How to write a tender application

Contents

Not sure how the bid writing process works? This comprehensive bid writing guide will explain how to write the perfect tender response!   

When you’re starting out in business, calling prospective customers and sending connection requests on LinkedIn can get you so far.

However, if you want to pick up larger, more profitable contacts, you may need to consider applying for tenders.

Tenders can appear off-putting at first glance. There are essays to write, documents to attach… and so many different things you need to sign!

With a bit of planning though, they’re not as hard to complete as you might initially think.

This guide will explain how to write a great tender response, and some of the things you need to look out for. I’ll also share some of my top tender writing tips.

What is a tender?

A tender (also known as a bid) is a document that your business needs to complete to apply for a contract.

If an organisation wants to find a company to carry out a service or supply a product on its behalf, it may choose to put out a tender. 

Prospective suppliers can then apply for the work, and the organisation can assess them all to see which supplier is the best match for their needs.

Think of a tender like a job interview!

The benefit of tenders is that the process is fair and transparent. All bidders answer the same questions and are assessed anonymously. In theory, this means a small business can write a tender application that wins over a large, well-known organisation.

This transparency is essential in the public sector, where government organisations must be as objective as possible.

Are tenders a good way to win work for every business? No. But if you want to win large contracts and work with big organisations, they’re something you need to consider applying for.

The bid writing basics

So, what steps do you need to consider to write an excellent tender response?

Before I started work as a copywriter, I worked as a tender writer for a large national business. The marketing department and the tender writing department were one and the same, so as well as writing internal communications and blog articles for the website, I had to write tender applications too!

Not sure where to start when it comes to writing a tender response? Here are my top tips for putting together a tender that will help you win work.

Read the whole tender before you start writing

Before you put pen to paper, you need to read the tender application and all the attached materials. While it might be tempting to just dive in and get started on the bid writing process, this never leads to a good outcome.

Book yourself some quiet time in a meeting room and put your phone on divert. Download all the files that came with the tender – sometimes printing them out can help as you can make notes and highlight key phrases.

Read every single document from start to finish, making notes as you go. This can be on paper or on your computer, whichever works best for you.

Price vs quality

Make sure you understand what percentage of the tender is marked on quality, and what percentage is marked on price.

Quality refers to the emphasis that tenderers place on the questions they ask, while price refers to how much you quote for the products or services requested.
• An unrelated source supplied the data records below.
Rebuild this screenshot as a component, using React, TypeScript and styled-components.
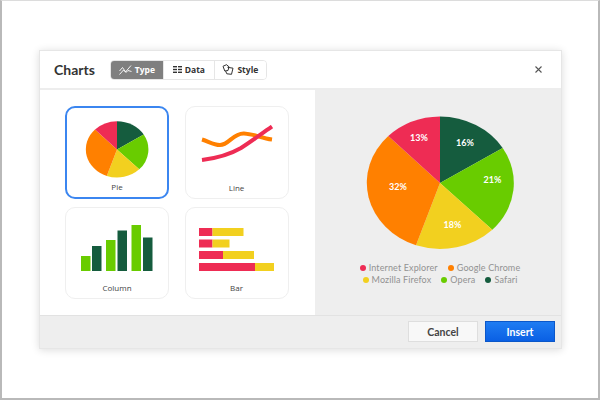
import styled, { createGlobalStyle } from "styled-components";
import React from "react";

const Global = createGlobalStyle`
  html, body {
    margin: 0;
    padding: 0;
    background: #fff;
  }
  * {
    box-sizing: border-box;
  }
`;

const Page = styled.div`
  width: 600px;
  height: 400px;
  padding: 49px 36px 49px 37px;
  border-style: solid;
  border-color: #b9b9b9;
  border-width: 1px 2px 2px 2px;
  border-top-color: #dcdcdc;
  font-family: "Open Sans", sans-serif;
`;

const Dialog = styled.div`
  width: 523px;
  height: 299px;
  background: #fff;
  display: flex;
  flex-direction: column;
  border: 1px solid #e6e6e6;
  box-shadow: 0 1px 8px rgba(0, 0, 0, 0.14);
`;

const Header = styled.div`
  height: 39px;
  flex: none;
  display: flex;
  align-items: center;
  padding: 0 19px 0 14px;
  border-bottom: 2px solid #ededed;
`;

const Title = styled.h1`
  margin: 0 15px 0 0;
  font-family: "Lato", sans-serif;
  font-size: 14px;
  font-weight: 700;
  color: #333;
`;

const Tabs = styled.div`
  display: flex;
  height: 20px;
  border: 1px solid #e6e6e6;
  border-radius: 4px;
  overflow: hidden;
`;

const Tab = styled.div<{ $active?: boolean; $width: number }>`
  width: ${({ $width }) => $width}px;
  display: flex;
  align-items: center;
  justify-content: center;
  gap: 3px;
  font-size: 8.5px;
  font-weight: 700;
  background: ${({ $active }) => ($active ? "#7f7f7f" : "#fff")};
  color: ${({ $active }) => ($active ? "#fff" : "#333")};
  & + & {
    border-left: 1px solid #e6e6e6;
  }
`;

const Close = styled.div`
  margin-left: auto;
  color: #444;
  display: flex;
`;

const Body = styled.div`
  flex: 1;
  display: flex;
  min-height: 0;
`;

const Gallery = styled.div`
  width: 275px;
  flex: none;
  padding: 16px 0 0 25px;
  display: grid;
  grid-template-columns: 104px 104px;
  grid-template-rows: 92.5px 92px;
  column-gap: 15.5px;
  row-gap: 8.5px;
  align-content: start;
`;

const Card = styled.div<{ $selected?: boolean }>`
  border-radius: 10px;
  border: ${({ $selected }) =>
    $selected ? "2px solid #3b86f0" : "1.5px solid #efefef"};
  display: flex;
  flex-direction: column;
  align-items: center;
  justify-content: flex-end;
  padding-bottom: 5px;
  background: #fff;
`;

const Thumb = styled.svg`
  display: block;
  flex: none;
`;

const CardLabel = styled.div<{ $gap: number }>`
  font-size: 8px;
  line-height: 11px;
  color: #444;
  margin-top: ${({ $gap }) => $gap}px;
`;

const Preview = styled.div`
  flex: 1;
  background: #eeeeee;
  display: flex;
  flex-direction: column;
  align-items: center;
  padding: 26px 0 0 4px;
`;

const Legend = styled.div`
  margin-top: 13px;
  display: flex;
  flex-direction: column;
  align-items: center;
  gap: 2px;
`;

const LegendRow = styled.div`
  display: flex;
  gap: 10px;
`;

const LegendItem = styled.div`
  display: flex;
  align-items: center;
  gap: 3px;
  font-family: "Lato", sans-serif;
  font-size: 9px;
  letter-spacing: 0.12px;
  line-height: 10px;
  color: #929292;
`;

const Dot = styled.span<{ $color: string }>`
  width: 6px;
  height: 6px;
  border-radius: 50%;
  background: ${({ $color }) => $color};
`;

const Footer = styled.div`
  height: 33px;
  flex: none;
  background: #eeeeee;
  border-top: 1px solid #e2e2e2;
  display: flex;
  justify-content: flex-end;
  align-items: center;
  gap: 7px;
  padding: 0 6px 1px 0;
`;

const Button = styled.div<{ $primary?: boolean }>`
  width: 70px;
  height: 21px;
  display: flex;
  align-items: center;
  justify-content: center;
  font-family: "Lato", sans-serif;
  font-size: 10.5px;
  font-weight: 700;
  color: ${({ $primary }) => ($primary ? "#fff" : "#444")};
  background: ${({ $primary }) =>
    $primary ? "linear-gradient(#1f7cf2, #0a60e4)" : "#f8f8f8"};
  border: 1px solid ${({ $primary }) => ($primary ? "#0b57c9" : "#dedede")};
`;

const COLORS = {
  red: "#ee2c54",
  orange: "#ff8000",
  yellow: "#f2d01f",
  green: "#69cc00",
  dark: "#155c3e",
};

const rx = 74.5;
const ry = 66.5;
const slices = [
  { color: COLORS.dark, from: [0, -66.5], to: [62.7, -35] },
  { color: COLORS.green, from: [62.7, -35], to: [52.3, 46.7] },
  { color: COLORS.yellow, from: [52.3, 46.7], to: [-24, 62.3] },
  { color: COLORS.orange, from: [-24, 62.3], to: [-51.7, -47] },
  { color: COLORS.red, from: [-51.7, -47], to: [0, -66.5] },
];

const labels = [
  { text: "16%", x: 25, y: -39 },
  { text: "21%", x: 52.5, y: -2 },
  { text: "18%", x: 12.5, y: 43 },
  { text: "32%", x: -42, y: 5 },
  { text: "13%", x: -21, y: -44 },
];

const Pie: React.FC<{ width: number; height: number; showLabels?: boolean }> = ({
  width,
  height,
  showLabels,
}) => (
  <Thumb width={width} height={height} viewBox="-75 -67 150 134">
    {slices.map((s) => (
      <path
        key={s.color}
        fill={s.color}
        d={`M0 0L${s.from[0]} ${s.from[1]}A${rx} ${ry} 0 0 1 ${s.to[0]} ${s.to[1]}Z`}
      />
    ))}
    {showLabels &&
      labels.map((l) => (
        <text
          key={l.text}
          x={l.x}
          y={l.y}
          fill="#fff"
          fontSize="9"
          fontWeight="700"
          fontFamily="Lato, sans-serif"
          textAnchor="middle"
          dominantBaseline="middle"
        >
          {l.text}
        </text>
      ))}
  </Thumb>
);

const LineThumb = () => (
  <Thumb width={72} height={42} viewBox="0 0 72 42" fill="none">
    <path
      d="M1 14.5C8 16.5 12 20 19 20C28 20 32 8 43 8.5C53 9 60 13 71 14.5"
      stroke={COLORS.orange}
      strokeWidth="4"
    />
    <path
      d="M1 35C17 33 28 30 40 23C51 16 60 9 71 1.5"
      stroke={COLORS.red}
      strokeWidth="4"
    />
  </Thumb>
);

const ColumnThumb = () => {
  const bars = [
    { x: 0, h: 15, c: COLORS.green },
    { x: 11, h: 25, c: COLORS.dark },
    { x: 25, h: 31, c: COLORS.green },
    { x: 36.5, h: 40.5, c: COLORS.dark },
    { x: 50.5, h: 46, c: COLORS.green },
    { x: 62, h: 33.5, c: COLORS.dark },
  ];
  return (
    <Thumb width={72} height={46} viewBox="0 0 72 46">
      {bars.map((b) => (
        <rect key={b.x} x={b.x} y={46 - b.h} width={9.5} height={b.h} fill={b.c} />
      ))}
    </Thumb>
  );
};

const BarThumb = () => {
  const rows = [
    { y: 0, r: 13.5, e: 44.5 },
    { y: 11.5, r: 13.5, e: 30.5 },
    { y: 23, r: 24, e: 55 },
    { y: 35, r: 56, e: 75 },
  ];
  return (
    <Thumb width={75} height={43} viewBox="0 0 75 43">
      {rows.map((b) => (
        <g key={b.y}>
          <rect x={0} y={b.y} width={b.r} height={8} fill={COLORS.red} />
          <rect x={b.r} y={b.y} width={b.e - b.r} height={8} fill={COLORS.yellow} />
        </g>
      ))}
    </Thumb>
  );
};

const TypeIcon = () => (
  <svg width="13" height="10" viewBox="0 0 13 10" fill="none" stroke="#fff" strokeWidth="0.9">
    <path d="M0.5 9.5L4.5 5L6.5 7L12 0.5" />
    <path d="M0.5 6L3.5 2.5L7 7.5L9 5.5L12.5 6.5" />
  </svg>
);

const DataIcon = () => (
  <svg width="9" height="7" viewBox="0 0 9 7" fill="#333">
    <rect x="0" y="0" width="4" height="1.4" />
    <rect x="0" y="2.8" width="4" height="1.4" />
    <rect x="0" y="5.6" width="4" height="1.4" />
    <rect x="5" y="0" width="4" height="1.4" />
    <rect x="5" y="2.8" width="4" height="1.4" />
    <rect x="5" y="5.6" width="4" height="1.4" />
  </svg>
);

const StyleIcon = () => (
  <svg width="12" height="11" viewBox="0 0 12 11" fill="none" stroke="#333" strokeWidth="1">
    <path d="M1 2.3L4.5 0.7L7 2.8L6 6.5L2.8 7L1 2.3Z" />
    <path d="M5.5 3.3L11 4.2L9.5 10.3L4.8 9.8L3.6 7" />
  </svg>
);

export default function App() {
  return (
    <Page>
      <Global />
      <Dialog>
        <Header>
          <Title>Charts</Title>
          <Tabs>
            <Tab $active $width={52}>
              <TypeIcon />
              Type
            </Tab>
            <Tab $width={51}>
              <DataIcon />
              Data
            </Tab>
            <Tab $width={52}>
              <StyleIcon />
              Style
            </Tab>
          </Tabs>
          <Close>
            <svg width="7" height="7" viewBox="0 0 7 7" stroke="#555" strokeWidth="1.1">
              <path d="M0.5 0.5L6.5 6.5M6.5 0.5L0.5 6.5" />
            </svg>
          </Close>
        </Header>
        <Body>
          <Gallery>
            <Card $selected>
              <Pie width={64} height={57} />
              <CardLabel $gap={3}>Pie</CardLabel>
            </Card>
            <Card>
              <LineThumb />
              <CardLabel $gap={15}>Line</CardLabel>
            </Card>
            <Card>
              <ColumnThumb />
              <CardLabel $gap={11}>Column</CardLabel>
            </Card>
            <Card>
              <BarThumb />
              <CardLabel $gap={11}>Bar</CardLabel>
            </Card>
          </Gallery>
          <Preview>
            <Pie width={150} height={134} showLabels />
            <Legend>
              <LegendRow>
                <LegendItem>
                  <Dot $color={COLORS.red} />
                  Internet Explorer
                </LegendItem>
                <LegendItem>
                  <Dot $color={COLORS.orange} />
                  Google Chrome
                </LegendItem>
              </LegendRow>
              <LegendRow>
                <LegendItem>
                  <Dot $color={COLORS.yellow} />
                  Mozilla Firefox
                </LegendItem>
                <LegendItem>
                  <Dot $color={COLORS.green} />
                  Opera
                </LegendItem>
                <LegendItem>
                  <Dot $color={COLORS.dark} />
                  Safari
                </LegendItem>
              </LegendRow>
            </Legend>
          </Preview>
        </Body>
        <Footer>
          <Button>Cancel</Button>
          <Button $primary>Insert</Button>
        </Footer>
      </Dialog>
    </Page>
  );
}
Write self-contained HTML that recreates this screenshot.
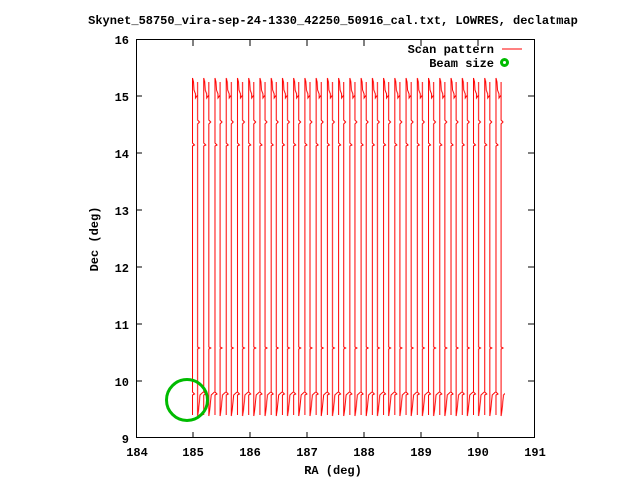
<!DOCTYPE html>
<html><head><style>
body{margin:0;background:#fff}
svg{display:block}
text{font-family:"Liberation Mono",monospace;font-weight:bold;font-size:12px;fill:#000}
</style></head><body>
<svg width="640" height="480" xmlns="http://www.w3.org/2000/svg">
<defs>
<pattern id="sc" x="192" y="70" width="11.24" height="350" patternUnits="userSpaceOnUse">
<path fill="none" stroke="#f00" stroke-width="1" d="M0.5 345V325L2.5 324L0.5 322V76L2.5 75L0.5 73V8L1.5 12L2 20L3.5 24V28L5.6 25V12L5.6 50L7.5 52L5.6 54V277L7.5 278L5.6 279V346L6.5 340L8 325L11.24 322"/>
</pattern>
</defs>
<text x="333" y="24" text-anchor="middle">Skynet_58750_vira-sep-24-1330_42250_50916_cal.txt, LOWRES, declatmap</text>
<rect x="192" y="70" width="313" height="350" fill="url(#sc)"/>
<g stroke="#000" stroke-width="1" fill="none">
<rect x="136.5" y="39.5" width="398" height="398"/>
<path d="M136 96h6M136 153h6M136 210h6M136 267h6M136 324h6M136 381h6M534 96h-6M534 153h-6M534 210h-6M534 267h-6M534 324h-6M534 381h-6
M193 438v-6M250 438v-6M307 438v-6M364 438v-6M421 438v-6M478 438v-6M193 40v6M250 40v6M307 40v6M364 40v6M421 40v6M478 40v6"/>
</g>
<path d="M502 49h20" stroke="#f00" stroke-width="1"/>
<g text-anchor="end">
<text x="129" y="44">16</text><text x="129" y="101">15</text><text x="129" y="158">14</text><text x="129" y="215">13</text><text x="129" y="272">12</text><text x="129" y="329">11</text><text x="129" y="386">10</text><text x="129" y="443">9</text>
<text x="494" y="53">Scan pattern</text><text x="494" y="67">Beam size</text>
</g>
<g text-anchor="middle">
<text x="137" y="456">184</text><text x="193" y="456">185</text><text x="250" y="456">186</text><text x="307" y="456">187</text><text x="364" y="456">188</text><text x="421" y="456">189</text><text x="478" y="456">190</text><text x="535" y="456">191</text>
<text x="333" y="474">RA (deg)</text>
<text transform="translate(98,239) rotate(-90)">Dec (deg)</text>
</g>
<circle cx="187" cy="400" r="20.5" fill="none" stroke="#0b0" stroke-width="3"/>
<circle cx="504.5" cy="62.5" r="3" fill="none" stroke="#0b0" stroke-width="3"/>
</svg>
</body></html>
In my experience, most tenderers request a relatively even split between the two, although this isn’t always the case.

As an example, a company that has put forward a tender with 100% emphasis on cost may want to work with someone who provides low-cost products or services. This could affect whether you apply or not, as you might not want to offer your products or services at a rock-bottom price.

Limitations in place

Are there any limitations that may restrict you from applying for the tender?

For example, does the tenderer ask for a level of insurance you don’t have, or an accreditation you can’t achieve in time?

You should check if the Transfer of Undertakings (Protection of Employment) regulations, or TUPE apply. TUPE is when you need to take on the contracts of the employees previously working on the contract.

Understanding the limitations before you begin the bid writing process can save time, as it means you don’t start writing a tender that you don’t want to (or can’t) win.

Products and services requested

Is the tenderer asking for anything out of the ordinary to what you usually do, and are you willing to provide it?

For example, let’s say you’re a plumber applying for a general maintenance contract. The tender may also want electrical maintenance and gas heating services, which you don’t offer. 

This may mean you need to bring subcontractors on board to be able to fulfill all of the requirements.

Word count

It’s important to check if there is a word count in place. Many tenderers ask you to stick to a specific number of words or a number of pages per question.

If you go over this, they may discount a large part of your answer, which can lead to you losing out on valuable points.

Tender rules

How do you need to fill the tender out? Is there a form to add your answers to, or do you need to upload your answers as Word or PDF documents?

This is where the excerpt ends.